● Job:
Return each line of the listing below, unchanged, and omit the images.

● Data segment:
========
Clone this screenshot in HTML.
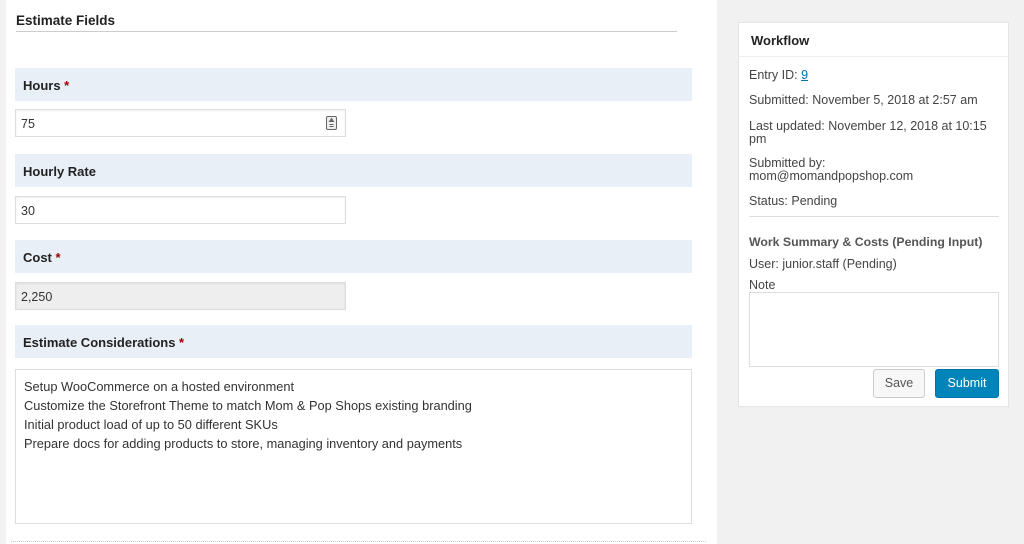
<!DOCTYPE html>
<html><head><style>
*{margin:0;padding:0;box-sizing:border-box}
body{width:1024px;height:544px;background:#f1f1f1;font-family:"Liberation Sans",sans-serif;color:#444;position:relative;overflow:hidden;font-size:13px}
.a{position:absolute}
.main{left:6px;top:0;width:711px;height:544px;background:#fff}
.lab{background:#e9eff7;left:15px;width:677px;height:33px;font-weight:bold;color:#222;font-size:13px;padding:10px 0 0 8px}
.lab b{color:#900}
.inp{left:15px;width:331px;height:28px;border:1px solid #ddd;box-shadow:inset 0 1px 2px rgba(0,0,0,.07);padding:7px 5px;font-size:12.5px;color:#333;background:#fff}
.wf{left:738px;top:22px;width:271px;height:385px;background:#fff;border:1px solid #e5e5e5}
.wf p{position:absolute;left:10px;font-size:12.5px;color:#444;line-height:13px}
</style></head><body>
<div class="a main"></div>
<div class="a" style="left:16px;top:13px;font-weight:bold;font-size:13.5px;color:#222">Estimate Fields</div>
<div class="a" style="left:16px;top:31px;width:661px;height:1px;background:#ccc"></div>

<div class="a lab" style="top:68px">Hours <b>*</b></div>
<div class="a inp" style="top:109px">75
<svg class="a" style="left:310px;top:6px" width="11" height="14" viewBox="0 0 11 14"><rect x="0.5" y="0.5" width="10" height="13" rx="1.5" fill="#eee" stroke="#666"/><path d="M3.5 5.5L5.5 2.5 7.5 5.5ZM3.5 8.5h4M3.5 10.5h4" stroke="#666" fill="#666" stroke-width="1"/></svg></div>

<div class="a lab" style="top:154px">Hourly Rate</div>
<div class="a inp" style="top:196px">30</div>

<div class="a lab" style="top:240px">Cost <b>*</b></div>
<div class="a inp" style="top:282px;background:#eee">2,250</div>

<div class="a lab" style="top:325px">Estimate Considerations <b>*</b></div>
<div class="a" style="left:15px;top:369px;width:677px;height:155px;border:1px solid #ddd;padding:7px 8px;font-size:12.8px;color:#333;line-height:19px">Setup WooCommerce on a hosted environment<br>Customize the Storefront Theme to match Mom &amp; Pop Shops existing branding<br>Initial product load of up to 50 different SKUs<br>Prepare docs for adding products to store, managing inventory and payments</div>
<div class="a" style="left:11px;top:541px;width:695px;border-top:1px dotted #ccc"></div>

<div class="a wf">
<div class="a" style="left:0;top:0;width:269px;height:34px;border-bottom:1px solid #eee;padding:10px 12px;font-weight:bold;font-size:13px;color:#222">Workflow</div>
<p style="top:46px">Entry ID: <span style="color:#0073aa;text-decoration:underline">9</span></p>
<p style="top:71px">Submitted: November 5, 2018 at 2:57 am</p>
<p style="top:97px">Last updated: November 12, 2018 at 10:15<br>pm</p>
<p style="top:134px">Submitted by:<br>mom@momandpopshop.com</p>
<p style="top:172px">Status: Pending</p>
<div class="a" style="left:10px;top:193px;width:250px;height:1px;background:#ddd"></div>
<p style="top:213px;font-weight:bold;color:#555;font-size:12.3px">Work Summary &amp; Costs (Pending Input)</p>
<p style="top:235px">User: junior.staff (Pending)</p>
<p style="top:256px">Note</p>
<div class="a" style="left:10px;top:269px;width:250px;height:75px;border:1px solid #ddd"></div>
<div class="a" style="left:134px;top:346px;width:52px;height:29px;border:1px solid #ccc;background:#f7f7f7;border-radius:3px;text-align:center;line-height:27px;font-size:12.5px;color:#555">Save</div>
<div class="a" style="left:196px;top:346px;width:64px;height:29px;background:#0085ba;border:1px solid #0073aa;border-radius:3px;text-align:center;line-height:27px;font-size:12.5px;color:#fff">Submit</div>
</div>
</body></html>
========
● Worked solution:
Clone this screenshot in HTML.
<!DOCTYPE html>
<html><head><style>
*{margin:0;padding:0;box-sizing:border-box}
body{width:1024px;height:544px;background:#f1f1f1;font-family:"Liberation Sans",sans-serif;color:#444;position:relative;overflow:hidden;font-size:13px}
.a{position:absolute}
.main{left:6px;top:0;width:711px;height:544px;background:#fff}
.lab{background:#e9eff7;left:15px;width:677px;height:33px;font-weight:bold;color:#222;font-size:13px;padding:10px 0 0 8px}
.lab b{color:#900}
.inp{left:15px;width:331px;height:28px;border:1px solid #ddd;box-shadow:inset 0 1px 2px rgba(0,0,0,.07);padding:7px 5px;font-size:12.5px;color:#333;background:#fff}
.wf{left:738px;top:22px;width:271px;height:385px;background:#fff;border:1px solid #e5e5e5}
.wf p{position:absolute;left:10px;font-size:12.5px;color:#444;line-height:13px}
</style></head><body>
<div class="a main"></div>
<div class="a" style="left:16px;top:13px;font-weight:bold;font-size:13.5px;color:#222">Estimate Fields</div>
<div class="a" style="left:16px;top:31px;width:661px;height:1px;background:#ccc"></div>

<div class="a lab" style="top:68px">Hours <b>*</b></div>
<div class="a inp" style="top:109px">75
<svg class="a" style="left:310px;top:6px" width="11" height="14" viewBox="0 0 11 14"><rect x="0.5" y="0.5" width="10" height="13" rx="1.5" fill="#eee" stroke="#666"/><path d="M3.5 5.5L5.5 2.5 7.5 5.5ZM3.5 8.5h4M3.5 10.5h4" stroke="#666" fill="#666" stroke-width="1"/></svg></div>

<div class="a lab" style="top:154px">Hourly Rate</div>
<div class="a inp" style="top:196px">30</div>

<div class="a lab" style="top:240px">Cost <b>*</b></div>
<div class="a inp" style="top:282px;background:#eee">2,250</div>

<div class="a lab" style="top:325px">Estimate Considerations <b>*</b></div>
<div class="a" style="left:15px;top:369px;width:677px;height:155px;border:1px solid #ddd;padding:7px 8px;font-size:12.8px;color:#333;line-height:19px">Setup WooCommerce on a hosted environment<br>Customize the Storefront Theme to match Mom &amp; Pop Shops existing branding<br>Initial product load of up to 50 different SKUs<br>Prepare docs for adding products to store, managing inventory and payments</div>
<div class="a" style="left:11px;top:541px;width:695px;border-top:1px dotted #ccc"></div>

<div class="a wf">
<div class="a" style="left:0;top:0;width:269px;height:34px;border-bottom:1px solid #eee;padding:10px 12px;font-weight:bold;font-size:13px;color:#222">Workflow</div>
<p style="top:46px">Entry ID: <span style="color:#0073aa;text-decoration:underline">9</span></p>
<p style="top:71px">Submitted: November 5, 2018 at 2:57 am</p>
<p style="top:97px">Last updated: November 12, 2018 at 10:15<br>pm</p>
<p style="top:134px">Submitted by:<br>mom@momandpopshop.com</p>
<p style="top:172px">Status: Pending</p>
<div class="a" style="left:10px;top:193px;width:250px;height:1px;background:#ddd"></div>
<p style="top:213px;font-weight:bold;color:#555;font-size:12.3px">Work Summary &amp; Costs (Pending Input)</p>
<p style="top:235px">User: junior.staff (Pending)</p>
<p style="top:256px">Note</p>
<div class="a" style="left:10px;top:269px;width:250px;height:75px;border:1px solid #ddd"></div>
<div class="a" style="left:134px;top:346px;width:52px;height:29px;border:1px solid #ccc;background:#f7f7f7;border-radius:3px;text-align:center;line-height:27px;font-size:12.5px;color:#555">Save</div>
<div class="a" style="left:196px;top:346px;width:64px;height:29px;background:#0085ba;border:1px solid #0073aa;border-radius:3px;text-align:center;line-height:27px;font-size:12.5px;color:#fff">Submit</div>
</div>
</body></html>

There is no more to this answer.